В общем, доктор, ничего интересного не произошло.

Но буквально через день гроза прошла. Анна снова стала приветлива и мила. Она получила главную роль. Причем, благодаря мне. И деньги тут ни причем. Тоскуя в театральном буфете, я неожиданно встретил Войнаровского. Войнаровский, подлец, оказывается, вырос в модного писателя, властителя дум. Его пьесы ставили повсюду. Не читали? Мы выпили за старое. Подошла Анна, я их познакомил. Она долго восторгалась его опусами. Я, шутя, предложил взять Анну на главную роль. Войнаровский без шуток сказал, что обязательно похлопочет об этом. Так и вышло. Анна сияла и рассыпалась в благодарностях. Мы весело проводили время. Правда, все чаще втроем.

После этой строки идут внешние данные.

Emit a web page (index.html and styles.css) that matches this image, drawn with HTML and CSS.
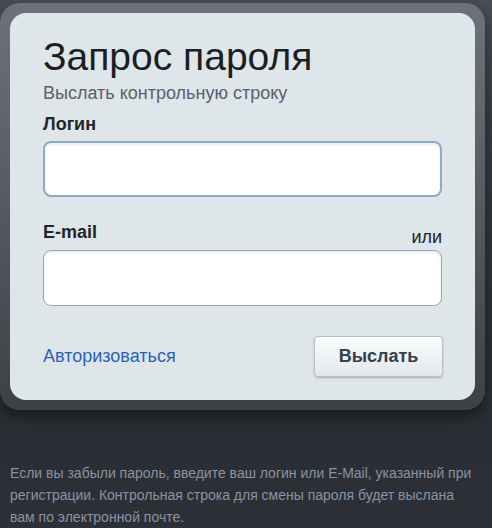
FILE: index.html
```html
<!DOCTYPE html>
<html lang="ru">
<head>
<meta charset="utf-8">
<title>Запрос пароля</title>
<link rel="stylesheet" href="styles.css">
</head>
<body>
<div class="frame">
  <form class="card">
    <h1 class="title">Запрос пароля</h1>
    <p class="subtitle">Выслать контрольную строку</p>
    <label class="label">Логин</label>
    <input class="field field-focus" type="text">
    <div class="label-row">
      <label class="label">E-mail</label>
      <span class="or">или</span>
    </div>
    <input class="field" type="text">
    <div class="actions">
      <a class="link" href="#">Авторизоваться</a>
      <button class="btn" type="button">Выслать</button>
    </div>
  </form>
</div>
<p class="note">Если вы забыли пароль, введите ваш логин или E-Mail, указанный при регистрации. Контрольная строка для смены пароля будет выслана вам по электронной почте.</p>
</body>
</html>
```
FILE: styles.css
```css
html, body {
  margin: 0;
  padding: 0;
}
body {
  width: 492px;
  height: 528px;
  overflow: hidden;
  font-family: "Liberation Sans", Arial, sans-serif;
  background: linear-gradient(180deg, #4a4d53 0px, #3a3d43 120px, #2f3238 300px, #2a2d33 420px, #2d3036 528px);
}
.frame {
  margin-top: 3px;
  width: 465px;
  padding: 10px;
  border-radius: 20px;
  background: linear-gradient(180deg, #6c727b 0%, #555a62 50%, #3c4047 100%);
  box-shadow: 0 6px 14px rgba(0,0,0,0.45);
}
.card {
  display: flex;
  flex-direction: column;
  background: #dfe6e9;
  border-radius: 16px;
  padding: 22px 33px 23px 33px;
  margin: 0;
}
.title {
  margin: 0;
  font-weight: normal;
  font-size: 39px;
  line-height: 44px;
  color: #1c1e22;
}
.subtitle {
  margin: 0;
  font-size: 18px;
  line-height: 28px;
  color: #59606a;
}
.label {
  font-weight: bold;
  font-size: 18px;
  line-height: 22px;
  color: #222629;
}
.card > .label {
  margin-top: 6px;
}
.field {
  box-sizing: border-box;
  width: 100%;
  height: 56px;
  margin: 6px 0 0 0;
  border: 1px solid #9aa6b6;
  border-radius: 8px;
  background: #fff;
  box-shadow: inset 0 2px 3px rgba(0,0,0,0.08);
  outline: none;
}
.field-focus {
  border: 2px solid #8eaacb;
}
.label-row {
  display: flex;
  justify-content: space-between;
  align-items: flex-end;
  margin-top: 24px;
}
.label-row .label {
  margin-bottom: 5px;
}
.or {
  font-size: 18px;
  line-height: 22px;
  color: #1f2226;
}
.label-row + .field {
  margin-top: 2px;
}
.actions {
  display: flex;
  justify-content: space-between;
  align-items: center;
  margin-top: 30px;
}
.link {
  font-size: 18px;
  color: #2c5fbd;
  text-decoration: none;
}
.btn {
  box-sizing: border-box;
  width: 129px;
  height: 41px;
  margin-right: -1px;
  border: 1px solid #b9c1c7;
  border-radius: 4px;
  background: linear-gradient(180deg, #fbfcfc 0%, #e2e8eb 100%);
  box-shadow: 0 1px 2px rgba(0,0,0,0.25);
  font-family: "Liberation Sans", Arial, sans-serif;
  font-weight: bold;
  font-size: 18px;
  color: #363f4a;
  padding: 0;
}
.note {
  margin: 52px 0 0 10px;
  width: 470px;
  font-size: 14px;
  line-height: 22px;
  color: #8993a6;
}
```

Из-за нововведений доходы от фабрики упали, меньше денег стало поступать и ко мне. Это нарушило какие-то планы Анны. Начались первые размолвки. Семья вскоре взяла реванш: от меня потребовали участия в делах. «Раз ты такой умный, что вмешиваешься в работу фабрики, то будь добр взять на себя и часть забот». Из-за свалившихся дел на фабрике ездить в столицу получалось все реже. Я весь извелся от тоски и, честно говоря, от ревности. В конце концов, дебют на поприще семейного бизнеса обернулся фиаско. Я постоянно что-то путал, ссорился со своими дядьками. Они считали, что из за меня рабочие распустились. Инженеры надо мной высокомерно смеялись, мастеровые обворовывали и обсчитывали, рабочие филонили. Больница стала способом избежать работы. И никто не был мне благодарен за мои реформы. В конце концов, я придумал решение: уехать в Вену и взять с собой Анну. Маман я заявил, что еду изучать передовой иностранный опыт, а заодно и подлечиться. Анне отправил страстную телеграмму. И вот я здесь.


13

Повисла пауза. Моя история уперлась в то, о чем рассказывать нельзя. Легкая грусть охватила меня. Как там Анна декламировала: «стучатся опавшие годы, как листья…» Хороший поэт. Как бишь его? Что-то с кухней связано. Надо спросить. В тишине доктор пару раз чмокнул сигарой. Я поймал себя на мысли: а ведь мне полегчало. Тут доктор вскочил и запричитал, что мы заболтались, что сейчас давно должен быть сеанс другого пациента. Я рассыпался в благодарностях, всучил заранее подготовленный конверт с деньгами и вышел из кабинета. В прихожей сидела молодая особа под вуалью. Пока я старательно приспосабливал шляпу на голове, особа усиленно смотрела в другую сторону. Заметив, что я за ней наблюдаю в зеркало, она стала нервно отряхивать и поправлять юбку, показывая белые шелковые чулки. Дверь в кабинет открылась, и девушка поспешила к доктору.